Nótese que el campo semántico de algunos de los términos utilizados por la Ley de Partidos, tales como justificar, exculpar y minimizar, resulta extraordinariamente amplio y, por tanto, posibilita múltiples interpretaciones, de entre las cuales, al menos una de ellas –la que equipare las “actividades” a “palabras”– comportaría un grado de represión de las ideas absolutamente incompatible con los fundamentos de la democracia. Quienes piensan, que gran parte de la responsabilidad del ataque al World Trade Center de Nueva York, radica en la política estadounidense en Oriente Próximo ¿Están “justificando” aquel brutal acto terrorista? Quienes contraponen, las tres mil quinientas víctimas provocadas por la voladura de las Torres Gemelas, al millón de muertos producido por el genocidio en la región de los Grandes Lagos y denuncian la incapacidad de la comunidad internacional para frenar las masacres en el tercer mundo ¿están “minimizando” el salvaje atentado del 11 de septiembre?.
¿Podemos reprimir a las personas que sostengan ideas como las acabadas de indicar? ¿podemos pretender la ilegalización de las organizaciones, y partidos políticos, que las asuman como propias?. Resulta evidente que la respuesta a esas interrogantes es, simplemente, no; al menos, si pretendemos seguir manteniendo la vigencia de los derechos a la libertad ideológica y a la libertad de expresión. Y, si por los discursos ideológicos – o pseudoideológicos – expresados en palabras no podemos ilegalizar a un partido político, mucho menos podremos ilegalizarlo – sin vulnerar la Constitución – por el silencio ante un atentado terrorista, o por la negativa a suscribir una moción de condena de tan execrables crímenes. Del silencio – de no mostrar el más elemental sentimiento humano de dolor ante un asesinato – pueden extraerse nítidas consecuencias morales y políticas; pero a ese silencio indigno, no cabe anudar la consecuencia jurídica de la ilegalización de un partido político. Dentro de los límites de nuestro ordenamiento jurídico, a nadie –persona o partido– podemos exigirle un pronunciamiento que implique una determinada valoración política o ideológica, ni tampoco podemos reprocharle legalmente un silencio, para convenir lo cual, baste leer el art. 16.2 CE, en cuya virtud “nadie podrá ser obligado a declarar sobre su ideología, religión o creencias”.
Corolario de lo anterior es que, ni las palabras –por aborrecibles que suenen–, ni los silencios de Batasuna constituyen fundamento jurídico suficiente para su ilegalización.

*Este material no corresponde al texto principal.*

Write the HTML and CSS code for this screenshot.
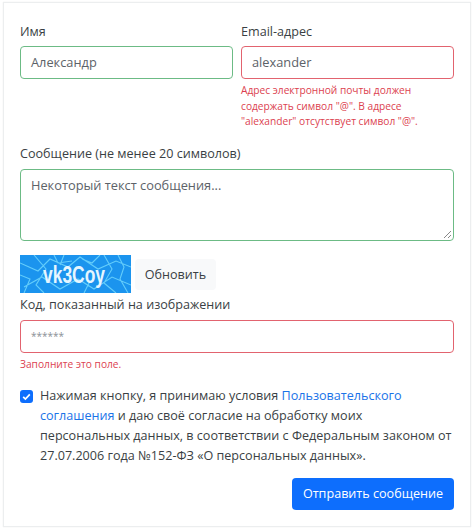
FILE: index.html
```html
<!DOCTYPE html>
<html lang="ru">
<head>
<meta charset="utf-8">
<title>Форма</title>
<link rel="stylesheet" href="styles.css">
</head>
<body>
<form class="card">
  <div class="row">
    <div class="col">
      <label class="label">Имя</label>
      <div class="control valid">Александр</div>
    </div>
    <div class="col">
      <label class="label">Email-адрес</label>
      <div class="control invalid">alexander</div>
      <div class="error">Адрес электронной почты должен содержать символ "@". В адресе "alexander" отсутствует символ "@".</div>
    </div>
  </div>
  <label class="label msg-label">Сообщение (не менее 20 символов)</label>
  <div class="control valid area">Некоторый текст сообщения...
    <svg class="grip" width="9" height="9" viewBox="0 0 9 9"><path d="M1 8 8 1M5 8 8 5" stroke="#888" stroke-width="1" fill="none"/></svg>
  </div>
  <div class="captcha-row">
    <svg class="captcha" width="111" height="38" viewBox="0 0 111 38">
      <rect width="111" height="38" fill="#1b94ee"/>
      <path d="M0 8 18 16 30 4 48 12 60 2 78 14 96 6 111 12M4 32 22 22 40 34 58 24 74 34 92 22 111 30M14 0 26 14 16 30 24 38M84 0 92 14 84 28 96 38M44 0 40 10M70 26 64 38M98 0 104 12 100 24 108 38M0 20 10 24 4 38M34 0 38 8 52 6M62 4 72 8 80 0" stroke="#63cdfb" stroke-width="1.1" fill="none"/>
      <text class="captcha-text" x="23" y="28" textLength="62" lengthAdjust="spacingAndGlyphs">vk3Coy</text>
    </svg>
    <button type="button" class="refresh">Обновить</button>
  </div>
  <label class="label code-label">Код, показанный на изображении</label>
  <div class="control invalid stars">******</div>
  <div class="error code-error">Заполните это поле.</div>
  <div class="agree">
    <span class="check"><svg width="13" height="13" viewBox="0 0 13 13"><path d="M3.2 6.8 5.4 9 9.8 4.4" stroke="#fff" stroke-width="1.7" fill="none"/></svg></span>
    <p class="agree-text">Нажимая кнопку, я принимаю условия <a class="link">Пользовательского соглашения</a> и даю своё согласие на обработку моих персональных данных, в соответствии с Федеральным законом от 27.07.2006 года №152-ФЗ «О персональных данных».</p>
  </div>
  <div class="actions"><button type="button" class="submit">Отправить сообщение</button></div>
</form>
</body>
</html>
```
FILE: styles.css
```css
* { box-sizing: border-box; }
html, body { margin: 0; background: #fff; }
body { padding: 2px 3px 3px; font-family: "Open Sans", "Noto Sans", sans-serif; font-size: 12.6px; color: #3a3f44; }
.card { height: 525px; border: 1px solid #eceeef; padding: 18px 16px 0; box-shadow: 0 0 1px #e4e6e8; }
.row { display: flex; gap: 8px; }
.col { flex: 1 1 0; min-width: 0; }
.label { display: block; line-height: 21px; height: 20px; }
.control { position: relative; margin-top: 5px; height: 33px; border: 1px solid; border-radius: 4px; padding: 0 10px; font-size: 12.8px; line-height: 31px; color: #5c6268; background: #fff; }
.valid { border-color: #6cbb85; }
.invalid { border-color: #e2636f; }
.error { margin-top: 4px; font-size: 10.2px; line-height: 15.7px; color: #dc3f50; }
.msg-label { margin-top: 13px; }
.area { height: 72px; margin-top: 6px; padding-top: 2px; line-height: 26px; }
.grip { position: absolute; right: 1px; bottom: 1px; }
.captcha-row { display: flex; align-items: center; gap: 4px; margin-top: 14px; }
.captcha { display: block; }
.captcha-text { font-family: "Liberation Sans", sans-serif; font-weight: 700; font-size: 23px; fill: #e6f6ff; }
.refresh { width: 81px; height: 31px; border: 0; border-radius: 4px; background: #f8f9fa; font: inherit; color: #3a3f44; padding: 0; }
.code-label { margin-top: 1px; }
.control.stars { margin-top: 6px; color: #8a9096; font-size: 10px; }
.code-error { margin-top: 4px; }
.agree { display: flex; gap: 7px; margin-top: 13px; }
.check { flex: none; width: 13px; height: 13px; margin-top: 4px; border-radius: 3px; background: #0d6efd; display: block; }
.check svg { display: block; }
.agree-text { margin: 0; line-height: 20px; }
.link { color: #1a73e8; }
.actions { display: flex; justify-content: flex-end; margin-top: 12px; }
.submit { width: 162px; height: 32px; border: 0; border-radius: 4px; background: #0d6efd; color: #fff; font: inherit; padding: 0; }
```
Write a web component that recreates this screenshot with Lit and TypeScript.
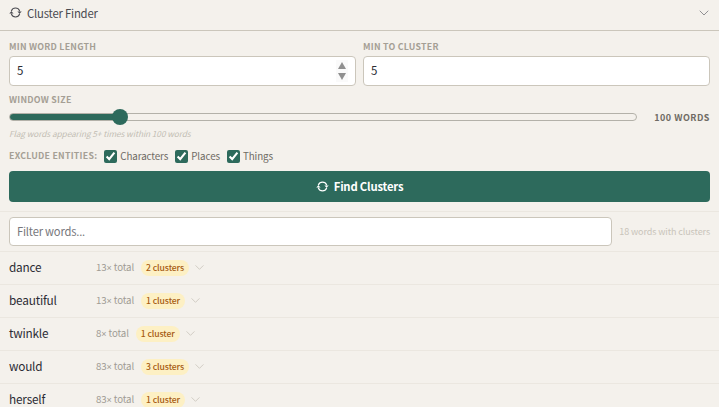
import { LitElement, html, css, svg } from "lit";
import { customElement, state } from "lit/decorators.js";

const chevron = (color: string, w: number) => html`<svg class="chev" width=${w} height=${w} viewBox="0 0 24 24" fill="none" stroke=${color} stroke-width="1.6" stroke-linecap="round" stroke-linejoin="round"><path d="M4 8l8 8 8-8"></path></svg>`;

const refresh = (size: number, width: number) => html`<svg width=${size} height=${size} viewBox="0 0 24 24" fill="none" stroke="currentColor" stroke-width=${width} stroke-linecap="round">
  ${svg`<path d="M4.5 9a8 8 0 0 1 15 0"></path>
  <path d="M19.5 15a8 8 0 0 1-15 0"></path>
  <path d="M23.5 10l-4 4.5-4-4.5z" fill="currentColor" stroke="none"></path>
  <path d="M.5 14l4-4.5 4 4.5z" fill="currentColor" stroke="none"></path>`}
</svg>`;

const WORDS = [
  { word: "dance", total: 13, clusters: 2 },
  { word: "beautiful", total: 13, clusters: 1 },
  { word: "twinkle", total: 8, clusters: 1 },
  { word: "would", total: 83, clusters: 3 },
  { word: "herself", total: 83, clusters: 1 },
];

@customElement("app-root")
export class AppRoot extends LitElement {
  @state() windowSize = 100;

  static styles = css`
    :host {
      display: block;
      height: 407px;
      overflow: hidden;
      background: #f4f1ec;
      color: #2c2c34;
      font-family: "Noto Sans CJK SC", "Noto Sans", sans-serif;
      font-size: 11px;
    }
    input, button { font-family: inherit; }
    .header {
      display: flex;
      align-items: center;
      justify-content: space-between;
      height: 30px;
      padding: 0 9px;
      border-bottom: 1px solid #cbc6bb;
      color: #4a4a50;
    }
    .title { display: flex; align-items: center; gap: 5px; font-size: 11.3px; letter-spacing: -0.2px; line-height: 26px; margin-top: -5px; }
    .header .chev { margin-top: -5px; }
    .settings { padding: 10px 9px 0; }
    .cols { display: grid; grid-template-columns: 1fr 1fr; gap: 7px; }
    .label {
      display: block;
      font-size: 8.8px;
      line-height: 12px;
      font-weight: 700;
      letter-spacing: 0.25px;
      color: #a59f95;
    }
    .cols .label { margin-bottom: 3px; }
    .field { position: relative; }
    .text {
      display: block;
      width: 100%;
      box-sizing: border-box;
      height: 30px;
      padding: 0 7px 2px;
      background: #fff;
      border: 1px solid #cbc6bb;
      border-radius: 4px;
      font-size: 11.5px;
      color: #2c2c34;
      outline: none;
    }
    .text::-webkit-inner-spin-button { -webkit-appearance: none; }
    .text::placeholder { color: #77777c; font-size: 11.2px; letter-spacing: -0.2px; }
    .spin {
      position: absolute;
      top: 4px;
      right: 8px;
      width: 12px;
      height: 22px;
      display: flex;
      flex-direction: column;
      align-items: center;
      justify-content: space-between;
      padding: 2px 0;
      box-sizing: border-box;
      background: #fafafa;
    }
    .up, .down { width: 0; height: 0; border-left: 4.5px solid transparent; border-right: 4.5px solid transparent; }
    .up { border-bottom: 7px solid #8f8f8f; }
    .down { border-top: 7px solid #8f8f8f; }
    .window { margin-top: 8px; }
    .slider-row { display: flex; align-items: center; gap: 17px; margin-top: 1px; height: 20px; }
    input[type="range"] {
      -webkit-appearance: none;
      appearance: none;
      flex: 1;
      min-width: 0;
      margin: 0;
      height: 16px;
      background: transparent;
    }
    input[type="range"]::-webkit-slider-runnable-track {
      height: 8px;
      box-sizing: border-box;
      border: 1px solid #b3b1a9;
      border-radius: 4px;
      background: linear-gradient(to right, #2d6a5c var(--fill), #f4f1ec var(--fill));
    }
    input[type="range"]::-webkit-slider-thumb {
      -webkit-appearance: none;
      width: 16px;
      height: 16px;
      margin-top: -5px;
      border-radius: 50%;
      background: #2d6a5c;
    }
    .value { font-size: 9px; font-weight: 700; letter-spacing: 0.5px; color: #6f6b64; white-space: nowrap; }
    .hint { font-size: 8.3px; letter-spacing: -0.08px; line-height: 12px; font-style: italic; color: #c2bdb3; }
    .exclude { display: flex; align-items: center; margin-top: 8px; height: 18px; }
    .exclude .label { margin-right: 7px; }
    .check { display: flex; align-items: center; gap: 3px; margin-right: 7px; margin-top: -1px; font-size: 9.8px; letter-spacing: -0.1px; color: #6f6b64; }
    .check input { width: 13px; height: 13px; margin: 1px 0 0; accent-color: #2d6a5c; }
    .find {
      display: flex;
      align-items: center;
      justify-content: center;
      gap: 5px;
      width: 100%;
      height: 31px;
      margin-top: 6px;
      padding: 0 0 2px;
      border: 0;
      border-radius: 4px;
      background: #2d6a5c;
      color: #fff;
      font-size: 11.3px;
      letter-spacing: -0.2px;
      font-weight: 600;
    }
    .find svg { margin-top: 1px; }
    .filter {
      display: flex;
      align-items: center;
      gap: 7px;
      margin-top: 9px;
      padding: 5px 9px;
      border-top: 1px solid #ebe7e0;
      border-bottom: 1px solid #ebe7e0;
    }
    .filter .text { flex: 1; height: 29px; min-width: 0; }
    .found { font-size: 9px; letter-spacing: -0.1px; color: #c9c4ba; white-space: nowrap; }
    .row {
      display: flex;
      align-items: center;
      height: 32px;
      padding: 0 9px;
      border-bottom: 1px solid #ebe7e0;
    }
    .word { width: 87px; margin-top: -3px; font-size: 11.8px; letter-spacing: -0.2px; color: #2c2c34; }
    .total { margin-top: -3px; font-size: 9.7px; letter-spacing: -0.1px; color: #a09c94; margin-right: 7px; }
    .row .chev { margin-top: -2px; }
    .x { font-family: "Liberation Sans", sans-serif; font-size: 9px; }
    .badge {
      padding: 0 5px;
      height: 16px;
      line-height: 15px;
      border-radius: 8px;
      background: #fdf0c4;
      color: #a65a10;
      font-size: 8.6px;
      letter-spacing: -0.1px;
      font-weight: 500;
      margin-right: 5px;
    }
  `;

  render() {
    return html`
      <div class="header">
        <div class="title">${refresh(13, 2)}<span>Cluster Finder</span></div>
        ${chevron("#77777c", 12)}
      </div>
      <div class="settings">
        <div class="cols">
          <div>
            <label class="label">MIN WORD LENGTH</label>
            <div class="field">
              <input class="text" type="number" value="5" />
              <span class="spin"><i class="up"></i><i class="down"></i></span>
            </div>
          </div>
          <div>
            <label class="label">MIN TO CLUSTER</label>
            <input class="text" type="text" value="5" />
          </div>
        </div>
        <div class="window">
          <label class="label">WINDOW SIZE</label>
          <div class="slider-row">
            <input type="range" min="0" max="600" step="10" .value=${String(this.windowSize)} style="--fill: 17.5%" />
            <span class="value">${this.windowSize} WORDS</span>
          </div>
        </div>
        <div class="hint">Flag words appearing 5+ times within 100 words</div>
        <div class="exclude">
          <span class="label">EXCLUDE ENTITIES:</span>
          ${["Characters", "Places", "Things"].map(
            (name) => html`<label class="check"><input type="checkbox" checked />${name}</label>`
          )}
        </div>
        <button class="find">${refresh(13, 2.4)}Find Clusters</button>
      </div>
      <div class="filter">
        <input class="text" type="text" placeholder="Filter words..." />
        <span class="found">18 words with clusters</span>
      </div>
      ${WORDS.map(
        (w) => html`<div class="row">
          <span class="word">${w.word}</span>
          <span class="total">${w.total}<span class="x">×</span> total</span>
          <span class="badge">${w.clusters} ${w.clusters === 1 ? "cluster" : "clusters"}</span>
          ${chevron("#c4bfb5", 11)}
        </div>`
      )}
    `;
  }
}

Batasuna – y esta es una tesis clave – podrá ser declarada fuera de la Ley por la ejecución de hechos, por el despliegue de una actividad contraria a los principios democráticos; pero siempre y cuando esa actividad no se limite a la mera expresión de ideas.
4.- En esta línea, y respetando el principio de irretroactividad de las normas sancionadoras (art. 9.3 CE), Batasuna podrá ser eventualmente ilegalizada por la perpetración de hechos asumidos o atribuibles a la ejecutiva del partido (no por actos aislados de sus militantes). Así, parecen actividades susceptibles de comportar la ilegalización, el hecho de promover homenajes a delincuentes; el hecho de que los concejales de Batasuna boicoteen, con violencia, los acuerdos adoptados democráticamente en un Ayuntamiento; el hecho de impedir que una alcaldesa cumpla su misión institucional desde el balcón del Ayuntamiento, usurpando su función, por la fuerza, para gritar consignas de apoyo a criminales convictos; y, en fin, Batasuna podrá ser ilegalizada por el hecho de incluir en sus órganos de dirección a personas condenadas por delito de terrorismo, siempre que el nombramiento se haya producido con posterioridad al 28 de junio de 2002.
Notará el lector que la característica común de los hechos acabados de enunciar es, precisamente, esa: que se trata de hechos, de actos, de acciones, de actividades (organizar “homenajes”, usurpar funciones institucionales, boicotear con violencia, nombrar como dirigentes a criminales, etc.). Es en hechos como esos, o en otros de similar entidad, pero nunca en ideas, opiniones y palabras en lo que puede fundarse una sentencia que declare la ilegalización de Batasuna y, al tiempo, respete el marco constitucional.
Una aplicación de la LP, que salvaguarde las libertades de pensamiento y de expresión, acaso no solvente todos los problemas técnico-jurídicos que suscita dicha ley; pero, al menos, garantizará, no sólo en la Constitución – donde ya lo está – sino también en la práctica constitucional, el principio de que ningún partido político podrá ser ilegalizado por la ideología que sustente, salvo que sus fines o los medios dispuestos para su consecución, tengan carácter criminal. En el respeto a ese principio radica el fundamento de la libertad, a costa de la cual no cabe defensa alguna de la democracia.